> PROBLEM STATEMENT
Gather every line below where "page" appears.

> SOURCE DATA
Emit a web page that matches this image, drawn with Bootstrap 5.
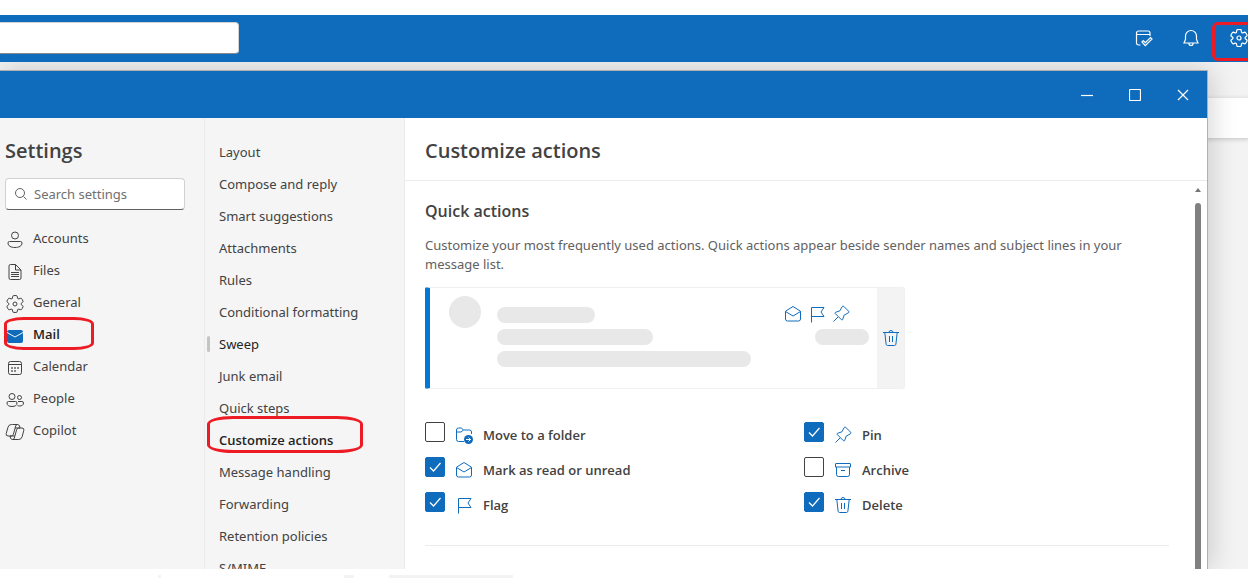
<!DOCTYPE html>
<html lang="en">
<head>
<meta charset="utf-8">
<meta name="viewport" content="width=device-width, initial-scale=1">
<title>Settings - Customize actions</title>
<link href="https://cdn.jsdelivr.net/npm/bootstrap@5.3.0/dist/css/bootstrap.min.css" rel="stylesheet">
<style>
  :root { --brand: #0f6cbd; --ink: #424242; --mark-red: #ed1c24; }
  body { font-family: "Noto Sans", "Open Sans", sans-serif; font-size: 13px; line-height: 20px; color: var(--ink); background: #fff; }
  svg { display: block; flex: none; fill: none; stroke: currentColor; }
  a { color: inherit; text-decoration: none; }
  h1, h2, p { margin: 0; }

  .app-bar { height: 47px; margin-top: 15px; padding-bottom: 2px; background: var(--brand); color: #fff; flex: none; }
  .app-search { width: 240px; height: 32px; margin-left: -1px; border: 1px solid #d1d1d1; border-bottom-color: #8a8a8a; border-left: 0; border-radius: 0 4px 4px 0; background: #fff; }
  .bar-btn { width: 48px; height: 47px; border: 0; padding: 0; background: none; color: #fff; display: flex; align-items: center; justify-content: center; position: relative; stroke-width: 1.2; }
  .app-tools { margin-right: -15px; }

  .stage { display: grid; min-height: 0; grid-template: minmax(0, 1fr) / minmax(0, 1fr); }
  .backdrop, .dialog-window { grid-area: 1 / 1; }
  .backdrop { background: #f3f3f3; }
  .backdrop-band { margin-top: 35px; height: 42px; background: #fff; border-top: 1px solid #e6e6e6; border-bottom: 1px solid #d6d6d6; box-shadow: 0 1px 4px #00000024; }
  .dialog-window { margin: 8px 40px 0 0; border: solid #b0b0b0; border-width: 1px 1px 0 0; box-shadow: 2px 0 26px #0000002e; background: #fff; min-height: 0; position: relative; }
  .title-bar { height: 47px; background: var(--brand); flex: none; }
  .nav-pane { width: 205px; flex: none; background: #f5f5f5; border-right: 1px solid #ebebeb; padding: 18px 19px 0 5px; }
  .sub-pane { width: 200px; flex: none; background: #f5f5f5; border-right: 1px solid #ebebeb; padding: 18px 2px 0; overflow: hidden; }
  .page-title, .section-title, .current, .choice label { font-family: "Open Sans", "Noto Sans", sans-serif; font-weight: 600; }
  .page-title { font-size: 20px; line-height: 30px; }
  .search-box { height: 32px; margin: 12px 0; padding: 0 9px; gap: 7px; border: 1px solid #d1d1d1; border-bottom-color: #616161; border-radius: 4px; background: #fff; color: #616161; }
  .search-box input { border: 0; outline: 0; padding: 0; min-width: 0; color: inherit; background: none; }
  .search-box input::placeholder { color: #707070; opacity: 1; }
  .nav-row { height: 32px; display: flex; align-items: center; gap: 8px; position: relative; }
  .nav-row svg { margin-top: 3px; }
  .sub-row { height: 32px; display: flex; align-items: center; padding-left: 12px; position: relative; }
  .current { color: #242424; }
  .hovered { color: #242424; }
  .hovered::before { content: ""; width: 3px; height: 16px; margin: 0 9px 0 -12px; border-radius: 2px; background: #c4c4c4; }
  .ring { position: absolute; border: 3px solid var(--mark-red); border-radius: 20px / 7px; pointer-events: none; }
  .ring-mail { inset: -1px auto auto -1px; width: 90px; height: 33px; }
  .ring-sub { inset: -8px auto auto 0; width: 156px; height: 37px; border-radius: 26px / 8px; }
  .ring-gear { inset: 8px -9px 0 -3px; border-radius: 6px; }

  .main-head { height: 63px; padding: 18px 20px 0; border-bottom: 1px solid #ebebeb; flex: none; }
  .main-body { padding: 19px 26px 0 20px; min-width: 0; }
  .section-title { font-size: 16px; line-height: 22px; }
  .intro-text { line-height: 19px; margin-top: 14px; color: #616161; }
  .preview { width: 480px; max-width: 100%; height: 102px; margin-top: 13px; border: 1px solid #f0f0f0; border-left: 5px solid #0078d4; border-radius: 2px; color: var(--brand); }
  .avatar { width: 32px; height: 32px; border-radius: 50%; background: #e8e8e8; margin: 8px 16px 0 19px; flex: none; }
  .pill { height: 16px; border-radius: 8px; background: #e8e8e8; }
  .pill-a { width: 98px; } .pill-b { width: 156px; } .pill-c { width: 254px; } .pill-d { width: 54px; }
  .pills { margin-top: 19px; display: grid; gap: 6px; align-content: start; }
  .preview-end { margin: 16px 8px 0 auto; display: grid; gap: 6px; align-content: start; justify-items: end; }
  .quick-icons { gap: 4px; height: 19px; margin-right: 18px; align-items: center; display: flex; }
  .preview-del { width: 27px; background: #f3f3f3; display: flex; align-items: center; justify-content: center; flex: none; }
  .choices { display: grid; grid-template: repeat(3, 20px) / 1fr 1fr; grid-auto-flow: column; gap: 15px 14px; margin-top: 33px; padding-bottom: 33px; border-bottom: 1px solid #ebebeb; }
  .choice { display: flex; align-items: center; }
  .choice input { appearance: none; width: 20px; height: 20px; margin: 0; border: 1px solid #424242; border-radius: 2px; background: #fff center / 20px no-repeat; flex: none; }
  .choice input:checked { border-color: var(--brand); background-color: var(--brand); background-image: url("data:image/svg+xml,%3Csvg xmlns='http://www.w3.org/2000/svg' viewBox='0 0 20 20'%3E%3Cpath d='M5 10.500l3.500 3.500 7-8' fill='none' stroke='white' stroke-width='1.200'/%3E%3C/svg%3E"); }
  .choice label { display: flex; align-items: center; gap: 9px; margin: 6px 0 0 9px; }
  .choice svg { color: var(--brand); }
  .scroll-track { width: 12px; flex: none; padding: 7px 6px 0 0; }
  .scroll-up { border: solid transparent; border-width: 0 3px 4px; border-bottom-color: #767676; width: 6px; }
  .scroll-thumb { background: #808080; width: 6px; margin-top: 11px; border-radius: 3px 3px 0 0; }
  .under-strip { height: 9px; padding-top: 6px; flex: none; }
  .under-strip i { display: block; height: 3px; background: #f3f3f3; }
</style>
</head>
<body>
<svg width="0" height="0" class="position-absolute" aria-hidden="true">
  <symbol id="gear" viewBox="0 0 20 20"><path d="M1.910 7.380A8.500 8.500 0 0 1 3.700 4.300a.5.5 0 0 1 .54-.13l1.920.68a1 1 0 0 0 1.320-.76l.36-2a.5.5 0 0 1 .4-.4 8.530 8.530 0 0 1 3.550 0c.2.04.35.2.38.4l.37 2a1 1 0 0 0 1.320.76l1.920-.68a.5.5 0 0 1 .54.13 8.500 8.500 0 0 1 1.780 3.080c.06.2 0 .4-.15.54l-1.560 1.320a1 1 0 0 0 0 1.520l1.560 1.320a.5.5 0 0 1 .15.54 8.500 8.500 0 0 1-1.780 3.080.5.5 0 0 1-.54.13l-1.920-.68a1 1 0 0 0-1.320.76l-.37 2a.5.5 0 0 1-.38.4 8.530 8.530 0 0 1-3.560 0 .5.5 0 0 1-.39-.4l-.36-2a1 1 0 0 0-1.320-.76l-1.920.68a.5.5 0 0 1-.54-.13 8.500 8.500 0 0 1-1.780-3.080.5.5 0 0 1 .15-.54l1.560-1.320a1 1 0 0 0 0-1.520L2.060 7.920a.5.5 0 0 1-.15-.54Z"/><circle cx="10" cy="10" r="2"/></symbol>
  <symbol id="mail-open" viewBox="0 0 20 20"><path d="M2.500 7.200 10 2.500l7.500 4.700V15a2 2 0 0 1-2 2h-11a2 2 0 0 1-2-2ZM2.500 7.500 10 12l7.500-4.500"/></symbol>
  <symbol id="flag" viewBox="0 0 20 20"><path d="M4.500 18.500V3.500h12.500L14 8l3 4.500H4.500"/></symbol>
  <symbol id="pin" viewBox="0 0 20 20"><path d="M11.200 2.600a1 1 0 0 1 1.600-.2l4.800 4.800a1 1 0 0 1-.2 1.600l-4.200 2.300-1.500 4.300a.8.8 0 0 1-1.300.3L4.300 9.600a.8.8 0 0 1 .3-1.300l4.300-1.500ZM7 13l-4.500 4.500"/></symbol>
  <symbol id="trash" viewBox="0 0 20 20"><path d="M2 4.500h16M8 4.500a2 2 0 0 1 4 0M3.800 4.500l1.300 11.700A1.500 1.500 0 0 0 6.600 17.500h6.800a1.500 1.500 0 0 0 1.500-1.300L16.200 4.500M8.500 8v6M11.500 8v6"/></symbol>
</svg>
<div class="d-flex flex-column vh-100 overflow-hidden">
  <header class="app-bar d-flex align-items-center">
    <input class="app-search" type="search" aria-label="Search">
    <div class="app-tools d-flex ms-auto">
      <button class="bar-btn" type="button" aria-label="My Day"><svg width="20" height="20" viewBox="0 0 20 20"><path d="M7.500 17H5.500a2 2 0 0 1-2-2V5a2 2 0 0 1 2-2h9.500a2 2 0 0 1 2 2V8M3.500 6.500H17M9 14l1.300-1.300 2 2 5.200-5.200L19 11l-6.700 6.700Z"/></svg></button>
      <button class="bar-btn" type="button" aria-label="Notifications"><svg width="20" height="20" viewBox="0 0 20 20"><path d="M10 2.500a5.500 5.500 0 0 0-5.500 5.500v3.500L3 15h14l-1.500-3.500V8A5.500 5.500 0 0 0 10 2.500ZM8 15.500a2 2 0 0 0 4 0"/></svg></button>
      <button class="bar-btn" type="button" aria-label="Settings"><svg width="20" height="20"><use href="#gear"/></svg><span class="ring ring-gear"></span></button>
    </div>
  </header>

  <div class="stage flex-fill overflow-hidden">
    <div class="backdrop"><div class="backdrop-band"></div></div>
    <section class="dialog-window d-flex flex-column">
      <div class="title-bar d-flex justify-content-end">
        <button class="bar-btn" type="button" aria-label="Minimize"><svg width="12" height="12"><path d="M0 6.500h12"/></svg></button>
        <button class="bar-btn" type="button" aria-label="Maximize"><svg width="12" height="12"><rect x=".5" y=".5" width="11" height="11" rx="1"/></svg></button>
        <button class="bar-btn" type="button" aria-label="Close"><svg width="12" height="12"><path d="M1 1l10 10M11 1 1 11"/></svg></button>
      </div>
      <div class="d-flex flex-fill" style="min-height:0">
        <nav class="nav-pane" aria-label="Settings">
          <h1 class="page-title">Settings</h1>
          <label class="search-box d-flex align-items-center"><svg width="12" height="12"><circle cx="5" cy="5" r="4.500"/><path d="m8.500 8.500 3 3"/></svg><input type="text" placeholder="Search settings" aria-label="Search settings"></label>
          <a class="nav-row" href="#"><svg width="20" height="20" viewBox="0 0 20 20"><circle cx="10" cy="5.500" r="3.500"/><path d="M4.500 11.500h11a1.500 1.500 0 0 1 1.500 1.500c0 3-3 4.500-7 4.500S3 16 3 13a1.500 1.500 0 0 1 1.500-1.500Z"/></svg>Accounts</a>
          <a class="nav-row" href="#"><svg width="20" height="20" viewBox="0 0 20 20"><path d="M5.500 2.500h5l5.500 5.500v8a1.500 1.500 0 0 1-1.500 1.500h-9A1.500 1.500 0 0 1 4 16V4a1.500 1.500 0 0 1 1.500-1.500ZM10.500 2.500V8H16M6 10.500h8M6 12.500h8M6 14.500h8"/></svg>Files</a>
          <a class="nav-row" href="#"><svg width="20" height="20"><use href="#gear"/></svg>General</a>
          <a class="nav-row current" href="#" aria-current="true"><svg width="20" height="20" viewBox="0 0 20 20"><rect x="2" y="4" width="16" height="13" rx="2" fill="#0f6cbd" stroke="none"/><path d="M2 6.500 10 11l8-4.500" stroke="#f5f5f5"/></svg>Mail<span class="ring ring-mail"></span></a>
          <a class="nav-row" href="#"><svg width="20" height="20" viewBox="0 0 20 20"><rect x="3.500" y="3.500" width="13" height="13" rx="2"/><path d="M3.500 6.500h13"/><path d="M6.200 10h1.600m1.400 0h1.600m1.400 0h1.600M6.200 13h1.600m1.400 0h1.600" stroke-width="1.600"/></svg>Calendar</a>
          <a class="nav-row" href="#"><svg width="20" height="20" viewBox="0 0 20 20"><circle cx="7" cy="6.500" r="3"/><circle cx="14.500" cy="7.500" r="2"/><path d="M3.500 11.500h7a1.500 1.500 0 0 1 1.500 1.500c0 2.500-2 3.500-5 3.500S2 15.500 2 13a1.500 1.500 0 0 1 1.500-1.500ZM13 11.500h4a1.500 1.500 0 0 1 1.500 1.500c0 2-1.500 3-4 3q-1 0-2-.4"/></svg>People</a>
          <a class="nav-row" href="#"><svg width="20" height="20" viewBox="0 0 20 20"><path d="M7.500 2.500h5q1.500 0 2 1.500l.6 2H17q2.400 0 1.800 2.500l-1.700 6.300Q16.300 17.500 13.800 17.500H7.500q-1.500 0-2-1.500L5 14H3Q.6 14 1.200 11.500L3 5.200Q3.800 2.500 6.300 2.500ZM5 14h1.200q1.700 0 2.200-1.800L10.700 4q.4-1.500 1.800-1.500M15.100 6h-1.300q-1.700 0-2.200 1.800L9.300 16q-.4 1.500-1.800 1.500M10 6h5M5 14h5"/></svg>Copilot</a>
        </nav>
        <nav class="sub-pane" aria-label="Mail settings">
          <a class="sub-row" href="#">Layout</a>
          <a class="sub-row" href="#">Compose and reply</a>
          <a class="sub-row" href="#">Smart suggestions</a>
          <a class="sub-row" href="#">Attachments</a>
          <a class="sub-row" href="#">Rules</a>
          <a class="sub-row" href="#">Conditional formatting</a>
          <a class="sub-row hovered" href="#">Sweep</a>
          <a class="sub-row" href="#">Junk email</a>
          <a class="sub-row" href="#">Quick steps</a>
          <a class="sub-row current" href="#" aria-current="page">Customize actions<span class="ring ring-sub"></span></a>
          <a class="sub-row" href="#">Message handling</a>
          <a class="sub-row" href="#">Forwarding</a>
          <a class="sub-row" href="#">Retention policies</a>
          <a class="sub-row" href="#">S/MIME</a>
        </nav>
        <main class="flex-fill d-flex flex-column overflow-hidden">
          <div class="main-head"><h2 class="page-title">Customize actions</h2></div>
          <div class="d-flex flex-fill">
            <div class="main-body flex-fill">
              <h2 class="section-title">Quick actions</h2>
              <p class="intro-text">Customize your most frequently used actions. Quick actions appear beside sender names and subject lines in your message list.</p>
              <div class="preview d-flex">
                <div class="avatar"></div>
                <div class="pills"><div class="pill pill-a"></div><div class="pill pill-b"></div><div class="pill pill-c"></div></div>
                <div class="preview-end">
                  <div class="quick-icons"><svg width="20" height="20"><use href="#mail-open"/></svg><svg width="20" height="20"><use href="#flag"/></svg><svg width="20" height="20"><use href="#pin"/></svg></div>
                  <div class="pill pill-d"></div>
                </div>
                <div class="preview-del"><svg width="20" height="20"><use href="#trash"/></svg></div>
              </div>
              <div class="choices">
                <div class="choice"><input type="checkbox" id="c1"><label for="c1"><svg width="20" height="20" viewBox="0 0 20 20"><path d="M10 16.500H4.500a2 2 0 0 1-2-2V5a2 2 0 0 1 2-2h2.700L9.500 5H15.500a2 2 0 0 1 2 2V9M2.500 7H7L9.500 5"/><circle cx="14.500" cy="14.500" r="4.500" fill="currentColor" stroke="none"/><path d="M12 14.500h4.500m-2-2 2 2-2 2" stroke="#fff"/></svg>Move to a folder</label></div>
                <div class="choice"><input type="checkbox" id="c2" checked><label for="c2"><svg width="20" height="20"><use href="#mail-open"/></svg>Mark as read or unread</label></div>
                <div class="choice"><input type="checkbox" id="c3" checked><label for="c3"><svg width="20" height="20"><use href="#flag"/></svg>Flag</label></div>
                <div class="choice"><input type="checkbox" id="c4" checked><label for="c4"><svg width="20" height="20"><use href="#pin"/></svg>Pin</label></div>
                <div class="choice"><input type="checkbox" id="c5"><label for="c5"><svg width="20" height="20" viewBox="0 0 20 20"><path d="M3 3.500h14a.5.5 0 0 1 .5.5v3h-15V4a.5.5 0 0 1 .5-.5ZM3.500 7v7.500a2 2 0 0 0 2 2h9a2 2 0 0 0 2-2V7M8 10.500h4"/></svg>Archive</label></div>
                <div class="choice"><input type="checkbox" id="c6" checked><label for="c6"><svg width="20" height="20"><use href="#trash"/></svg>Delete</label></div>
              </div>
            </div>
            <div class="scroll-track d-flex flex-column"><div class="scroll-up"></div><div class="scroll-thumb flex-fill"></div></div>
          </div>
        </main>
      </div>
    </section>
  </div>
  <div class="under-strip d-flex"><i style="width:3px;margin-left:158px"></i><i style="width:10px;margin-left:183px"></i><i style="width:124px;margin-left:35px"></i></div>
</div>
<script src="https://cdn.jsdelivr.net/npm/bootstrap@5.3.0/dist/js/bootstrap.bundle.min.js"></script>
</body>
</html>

> COMPLETE OUTPUT
Emit a web page that matches this image, drawn with Bootstrap 5.
  .page-title, .section-title, .current, .choice label { font-family: "Open Sans", "Noto Sans", sans-serif; font-weight: 600; }
  .page-title { font-size: 20px; line-height: 30px; }
          <h1 class="page-title">Settings</h1>
          <a class="sub-row current" href="#" aria-current="page">Customize actions<span class="ring ring-sub"></span></a>
          <div class="main-head"><h2 class="page-title">Customize actions</h2></div>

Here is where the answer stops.